# What you will do
Pictures stay out of the copy; restate everything else in the material exactly.
[START Dataset content]
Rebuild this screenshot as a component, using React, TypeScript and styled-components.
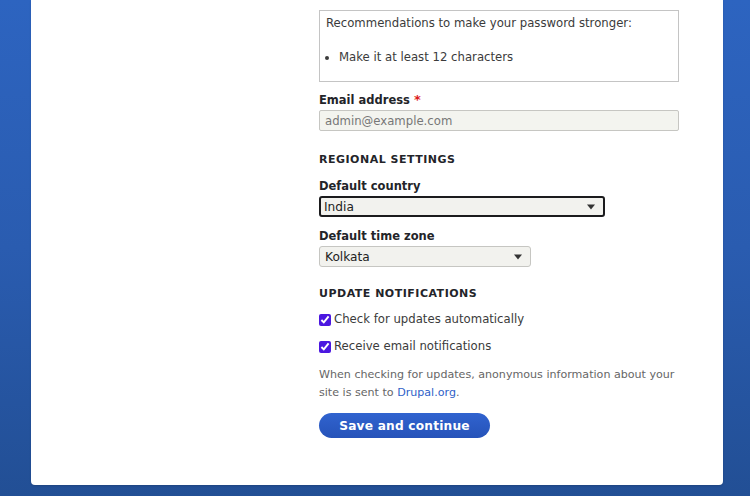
import React from 'react';
import styled, { createGlobalStyle } from 'styled-components';

const GlobalStyle = createGlobalStyle`
  html, body {
    margin: 0;
    padding: 0;
    height: 100%;
  }
  body {
    font-family: "DejaVu Sans", "Liberation Sans", sans-serif;
    background: linear-gradient(180deg, #2d64c0 0%, #2a5cb0 50%, #224f95 100%);
    overflow: hidden;
  }
`;

const Page = styled.div`
  width: 750px;
  height: 496px;
  padding: 0 27px 11px 31px;
  box-sizing: border-box;
`;

const Card = styled.main`
  height: 100%;
  background: #fff;
  border-radius: 0 0 4px 4px;
  display: grid;
  grid-template-columns: 288px 360px;
  box-shadow: 0 1px 2px rgba(0, 0, 0, 0.15);
`;

const Sidebar = styled.aside``;

const Form = styled.form`
  padding-top: 10px;
  display: flex;
  flex-direction: column;
  color: #333;
`;

const PasswordHint = styled.div`
  border: 1px solid #c4c4c4;
  height: 72px;
  box-sizing: border-box;
  padding: 5px 6px;
  font-size: 11.7px;
  color: #3b3b3b;
  line-height: 15px;

  p {
    margin: 0 0 19px;
  }
  ul {
    margin: 0;
    padding-left: 13px;
  }
`;

const Field = styled.div<{ $mt: number }>`
  margin-top: ${(p) => p.$mt}px;
  display: flex;
  flex-direction: column;
`;

const Label = styled.label`
  display: block;
  height: 15px;
  font-size: 11.5px;
  font-weight: bold;
  color: #232429;
  line-height: 15px;
  margin-bottom: 2px;
`;

const Required = styled.span`
  color: #dc1b1b;
  margin-left: 4px;
  font-size: 13px;
  line-height: 1;
`;

const TextInput = styled.input`
  display: block;
  width: 360px;
  height: 21px;
  box-sizing: border-box;
  border: 1px solid #c6c6c2;
  border-radius: 2px;
  background: #f3f4ef;
  font-family: inherit;
  font-size: 11.7px;
  padding: 0 5px;
  margin: 0;
  color: #333;

  &::placeholder {
    color: #777;
  }
`;

const SectionTitle = styled.h3<{ $mt: number }>`
  margin: ${(p) => p.$mt}px 0 0;
  font-size: 11px;
  font-weight: bold;
  letter-spacing: 0.5px;
  color: #232429;
  line-height: 15px;
  text-transform: uppercase;
`;

const SelectWrap = styled.div<{ $w: number; $focused?: boolean }>`
  position: relative;
  width: ${(p) => p.$w}px;
  height: 21px;
  box-sizing: border-box;
  border: ${(p) => (p.$focused ? '2px solid #1b1b1d' : '1px solid #c6c6c2')};
  border-radius: 3px;
  background: #f2f2ee;
`;

const Select = styled.select<{ $focused?: boolean }>`
  appearance: none;
  display: block;
  width: 100%;
  height: 100%;
  margin: 0;
  border: 0;
  background: transparent;
  font-family: inherit;
  font-size: 12.2px;
  color: #222;
  padding: 0 0 0 ${(p) => (p.$focused ? 3 : 5)}px;
  outline: none;
`;

const Arrow = styled.span`
  position: absolute;
  right: 8px;
  top: 50%;
  transform: translateY(-50%);
  width: 0;
  height: 0;
  border-left: 4px solid transparent;
  border-right: 4px solid transparent;
  border-top: 5px solid #333;
  pointer-events: none;
`;

const CheckRow = styled.label<{ $mt: number }>`
  margin-top: ${(p) => p.$mt}px;
  display: flex;
  align-items: center;
  gap: 3px;
  height: 15px;
  font-size: 11.7px;
  color: #3b3b3b;
  line-height: 15px;
`;

const Checkbox = styled.input`
  margin: 0;
  width: 12px;
  height: 12px;
  accent-color: #4b17e0;
`;

const Description = styled.p`
  margin: 12px 0 0;
  font-size: 11.1px;
  line-height: 18px;
  color: #666;

  a {
    color: #2f5fc8;
    text-decoration: none;
  }
`;

const Submit = styled.button`
  margin-top: 11px;
  align-self: flex-start;
  width: 171px;
  height: 25px;
  border: 0;
  border-radius: 13px;
  background: linear-gradient(180deg, #3063cf, #2653b9);
  color: #fff;
  font-family: inherit;
  font-size: 12.2px;
  font-weight: bold;
  letter-spacing: 0.2px;
  padding: 0;
`;

export default function App() {
  return (
    <>
      <GlobalStyle />
      <Page>
        <Card>
          <Sidebar />
          <Form>
            <PasswordHint>
              <p>Recommendations to make your password stronger:</p>
              <ul>
                <li>Make it at least 12 characters</li>
              </ul>
            </PasswordHint>

            <Field $mt={11}>
              <Label>
                Email address<Required>*</Required>
              </Label>
              <TextInput placeholder="admin@example.com" />
            </Field>

            <SectionTitle $mt={21}>Regional settings</SectionTitle>

            <Field $mt={12}>
              <Label>Default country</Label>
              <SelectWrap $w={286} $focused>
                <Select $focused defaultValue="India">
                  <option>India</option>
                </Select>
                <Arrow />
              </SelectWrap>
            </Field>

            <Field $mt={12}>
              <Label>Default time zone</Label>
              <SelectWrap $w={212}>
                <Select defaultValue="Kolkata">
                  <option>Kolkata</option>
                </Select>
                <Arrow />
              </SelectWrap>
            </Field>

            <SectionTitle $mt={19}>Update notifications</SectionTitle>

            <CheckRow $mt={11}>
              <Checkbox type="checkbox" defaultChecked />
              Check for updates automatically
            </CheckRow>
            <CheckRow $mt={12}>
              <Checkbox type="checkbox" defaultChecked />
              Receive email notifications
            </CheckRow>

            <Description>
              When checking for updates, anonymous information about your
              site is sent to <a href="#">Drupal.org</a>.
            </Description>

            <Submit type="button">Save and continue</Submit>
          </Form>
        </Card>
      </Page>
    </>
  );
}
[END Dataset content]
# Result for this task
Rebuild this screenshot as a component, using React, TypeScript and styled-components.
import React from 'react';
import styled, { createGlobalStyle } from 'styled-components';

const GlobalStyle = createGlobalStyle`
  html, body {
    margin: 0;
    padding: 0;
    height: 100%;
  }
  body {
    font-family: "DejaVu Sans", "Liberation Sans", sans-serif;
    background: linear-gradient(180deg, #2d64c0 0%, #2a5cb0 50%, #224f95 100%);
    overflow: hidden;
  }
`;

const Page = styled.div`
  width: 750px;
  height: 496px;
  padding: 0 27px 11px 31px;
  box-sizing: border-box;
`;

const Card = styled.main`
  height: 100%;
  background: #fff;
  border-radius: 0 0 4px 4px;
  display: grid;
  grid-template-columns: 288px 360px;
  box-shadow: 0 1px 2px rgba(0, 0, 0, 0.15);
`;

const Sidebar = styled.aside``;

const Form = styled.form`
  padding-top: 10px;
  display: flex;
  flex-direction: column;
  color: #333;
`;

const PasswordHint = styled.div`
  border: 1px solid #c4c4c4;
  height: 72px;
  box-sizing: border-box;
  padding: 5px 6px;
  font-size: 11.7px;
  color: #3b3b3b;
  line-height: 15px;

  p {
    margin: 0 0 19px;
  }
  ul {
    margin: 0;
    padding-left: 13px;
  }
`;

const Field = styled.div<{ $mt: number }>`
  margin-top: ${(p) => p.$mt}px;
  display: flex;
  flex-direction: column;
`;

const Label = styled.label`
  display: block;
  height: 15px;
  font-size: 11.5px;
  font-weight: bold;
  color: #232429;
  line-height: 15px;
  margin-bottom: 2px;
`;

const Required = styled.span`
  color: #dc1b1b;
  margin-left: 4px;
  font-size: 13px;
  line-height: 1;
`;

const TextInput = styled.input`
  display: block;
  width: 360px;
  height: 21px;
  box-sizing: border-box;
  border: 1px solid #c6c6c2;
  border-radius: 2px;
  background: #f3f4ef;
  font-family: inherit;
  font-size: 11.7px;
  padding: 0 5px;
  margin: 0;
  color: #333;

  &::placeholder {
    color: #777;
  }
`;

const SectionTitle = styled.h3<{ $mt: number }>`
  margin: ${(p) => p.$mt}px 0 0;
  font-size: 11px;
  font-weight: bold;
  letter-spacing: 0.5px;
  color: #232429;
  line-height: 15px;
  text-transform: uppercase;
`;

const SelectWrap = styled.div<{ $w: number; $focused?: boolean }>`
  position: relative;
  width: ${(p) => p.$w}px;
  height: 21px;
  box-sizing: border-box;
  border: ${(p) => (p.$focused ? '2px solid #1b1b1d' : '1px solid #c6c6c2')};
  border-radius: 3px;
  background: #f2f2ee;
`;

const Select = styled.select<{ $focused?: boolean }>`
  appearance: none;
  display: block;
  width: 100%;
  height: 100%;
  margin: 0;
  border: 0;
  background: transparent;
  font-family: inherit;
  font-size: 12.2px;
  color: #222;
  padding: 0 0 0 ${(p) => (p.$focused ? 3 : 5)}px;
  outline: none;
`;

const Arrow = styled.span`
  position: absolute;
  right: 8px;
  top: 50%;
  transform: translateY(-50%);
  width: 0;
  height: 0;
  border-left: 4px solid transparent;
  border-right: 4px solid transparent;
  border-top: 5px solid #333;
  pointer-events: none;
`;

const CheckRow = styled.label<{ $mt: number }>`
  margin-top: ${(p) => p.$mt}px;
  display: flex;
  align-items: center;
  gap: 3px;
  height: 15px;
  font-size: 11.7px;
  color: #3b3b3b;
  line-height: 15px;
`;

const Checkbox = styled.input`
  margin: 0;
  width: 12px;
  height: 12px;
  accent-color: #4b17e0;
`;

const Description = styled.p`
  margin: 12px 0 0;
  font-size: 11.1px;
  line-height: 18px;
  color: #666;

  a {
    color: #2f5fc8;
    text-decoration: none;
  }
`;

const Submit = styled.button`
  margin-top: 11px;
  align-self: flex-start;
  width: 171px;
  height: 25px;
  border: 0;
  border-radius: 13px;
  background: linear-gradient(180deg, #3063cf, #2653b9);
  color: #fff;
  font-family: inherit;
  font-size: 12.2px;
  font-weight: bold;
  letter-spacing: 0.2px;
  padding: 0;
`;

export default function App() {
  return (
    <>
      <GlobalStyle />
      <Page>
        <Card>
          <Sidebar />
          <Form>
            <PasswordHint>
              <p>Recommendations to make your password stronger:</p>
              <ul>
                <li>Make it at least 12 characters</li>
              </ul>
            </PasswordHint>

            <Field $mt={11}>
              <Label>
                Email address<Required>*</Required>
              </Label>
              <TextInput placeholder="admin@example.com" />
            </Field>

            <SectionTitle $mt={21}>Regional settings</SectionTitle>

            <Field $mt={12}>
              <Label>Default country</Label>
              <SelectWrap $w={286} $focused>
                <Select $focused defaultValue="India">
                  <option>India</option>
                </Select>
                <Arrow />
              </SelectWrap>
            </Field>

            <Field $mt={12}>
              <Label>Default time zone</Label>
              <SelectWrap $w={212}>
                <Select defaultValue="Kolkata">
                  <option>Kolkata</option>
                </Select>
                <Arrow />
              </SelectWrap>
            </Field>

            <SectionTitle $mt={19}>Update notifications</SectionTitle>

            <CheckRow $mt={11}>
              <Checkbox type="checkbox" defaultChecked />
              Check for updates automatically
            </CheckRow>
            <CheckRow $mt={12}>
              <Checkbox type="checkbox" defaultChecked />
              Receive email notifications
            </CheckRow>

            <Description>
              When checking for updates, anonymous information about your
              site is sent to <a href="#">Drupal.org</a>.
            </Description>

            <Submit type="button">Save and continue</Submit>
          </Form>
        </Card>
      </Page>
    </>
  );
}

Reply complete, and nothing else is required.